Commerzbank HQ looms over the Frankfurt skyline. Image © Andre Douque, reproduced under CC licensing conditions
The Euro to Dollar rate sustained heavy losses after sharp increases in some U.S. inflation rates took the market by surprise but its earlier recovery from two-decade lows may have been merely delayed, rather than derailed, and in part because of the evolving Federal Reserve (Fed) policy outlook.
Europe's single currency fell more than one percent against the Dollar and was closing in on the parity threshold again on Tuesday, marking a more-than 50% reversal of the recovery that had began the prior Tuesday amid optimism in the market about the prospects of a decline in U.S. inflation.
Many other factors including Ukrainian success in rolling back an invading Russian army had helped to highs of almost 1.02 on Monday this week but that recovery unravelled on Tuesday in what is an indication that the market may be misunderstanding the outlook for U.S. interest rates and the U.S. Dollar.
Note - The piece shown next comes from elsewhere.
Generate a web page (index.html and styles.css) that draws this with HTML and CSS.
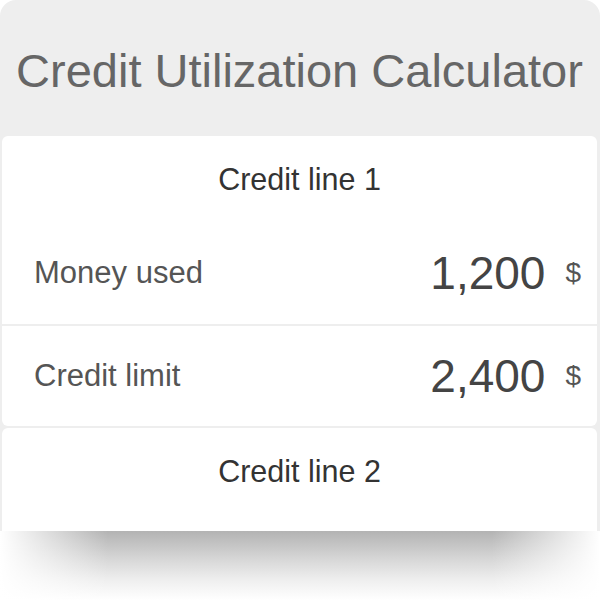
FILE: index.html
```html
<!DOCTYPE html>
<html lang="en">
<head>
    <meta charset="UTF-8">
    <title>Credit Utilization Calculator</title>
    <link rel="stylesheet" href="styles.css">
</head>
<body>

    <div class="calc">
        <h1 class="calc__title">Credit Utilization Calculator</h1>

        <section class="calc__group">
            <h2 class="calc__group-title">Credit line 1</h2>
            <div class="calc__row">
                <label class="calc__label" for="used-1">Money used</label>
                <input class="calc__input" id="used-1" value="1,200">
                <span class="calc__unit">$</span>
            </div>
            <div class="calc__row">
                <label class="calc__label" for="limit-1">Credit limit</label>
                <input class="calc__input" id="limit-1" value="2,400">
                <span class="calc__unit">$</span>
            </div>
        </section>

        <section class="calc__group">
            <h2 class="calc__group-title">Credit line 2</h2>
        </section>
    </div>

</body>
</html>
```

FILE: styles.css
```css
html {
  box-sizing: border-box;
}

*,
*::before,
*::after {
  box-sizing: inherit;
}

body {
  margin: 0;
  min-height: 100vh;
  background-color: #fff;
  font-family: "Liberation Sans", Arial, sans-serif;
}

h1,
h2 {
  margin: 0;
  font-weight: 400;
}

input {
  border: 0;
  border-radius: 0;
  background-color: transparent;
  font-family: inherit;
  outline: none;
  appearance: none;
  padding: 0;
}

/* widget frame, cut off at the bottom */

.calc {
  background-color: #eee;
  border-radius: 16px 16px 0 0;
  height: 531px;
  overflow: hidden;
  padding: 0 3px 0 2px;
}

.calc__title {
  color: #666;
  font-size: 47px;
  height: 136px;
  line-height: 130px;
  padding-top: 6px;
  text-align: center;
  white-space: nowrap;
}

.calc__group {
  background-color: #fff;
  border-radius: 6px;
  margin-bottom: 2px;
}

.calc__group:last-child {
  height: 120px;
}

.calc__group-title {
  color: #333;
  font-size: 30.5px;
  height: 86px;
  line-height: 86px;
  text-align: center;
}

.calc__row {
  align-items: center;
  display: flex;
  height: 102px;
  padding: 0 16px 0 32px;
}

.calc__row + .calc__row {
  border-top: 2px solid #eee;
}

.calc__label {
  color: #555;
  flex: 1;
  font-size: 31px;
}

.calc__input {
  color: #444;
  font-size: 46px;
  text-align: right;
  width: 200px;
}

.calc__unit {
  color: #555;
  font-size: 28px;
  margin-left: 20px;
}

/* shadow under the cut edge */
body::after {
  content: "";
  display: block;
  height: 69px;
  background:
    linear-gradient(to right, #fff, rgba(255, 255, 255, 0) 18%, rgba(255, 255, 255, 0) 82%, #fff),
    linear-gradient(to bottom, #b3b3b3, #d6d6d6 40%, #eee 70%, #fff);
}
```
"Inflation was softer than last month but above the expected level and we continue to note a broadening in the inflation pressures. More government spending is also not going to help to kill the inflation bug," says Neil Wilson, chief market analyst at Markets.com.
Core inflation rose sharply in August while the overall measure fell less than was expected in an outcome that has left Fed in a bind and this is a central bank that was already, even before then, inclined to do too much and too soon with its interest rate rather than risk doing too little, too late.
"We'll admit that this data was far enough above our expectations to have at least some consequence for our Fed call. We were looking for a 75 bp point September move and a peak of 4%," says Katherine Judge, an economist at CIBC Capital Markets.
Fed officials have made abundantly clear in recent speeches that even if inflation had continued to fall in August, there would still be a risk of another large 0.75% increase in interest rates next Wednesday, although the latest data must surely mean there is now a risk of something much more significant.
“The clock is ticking and as I mentioned the longer that inflation remains well above target, the greater the concern that the public will start to just naturally incorporate higher inflation into its economic decision making and our job is to make sure that doesn’t happen,” Chairman Jerome Powell said last Thursday
“We believe that the public’s expectations of inflation will play an important role in the actual path of inflation. That is kind of the fundamental basis of our framework and as I just discussed, it is very important that inflation expectations remain well anchored,” he told told Peter Goettler at the Cato Institute’s 40th Annual Monetary Conference.
All Fed policymakers have recently expressed concerns about increases in short-term inflation expectations, which risk lifting longer-term expectations and actual prices, and many have suggested that they may be losing patience when it comes to returning U.S. inflation to its 2% target.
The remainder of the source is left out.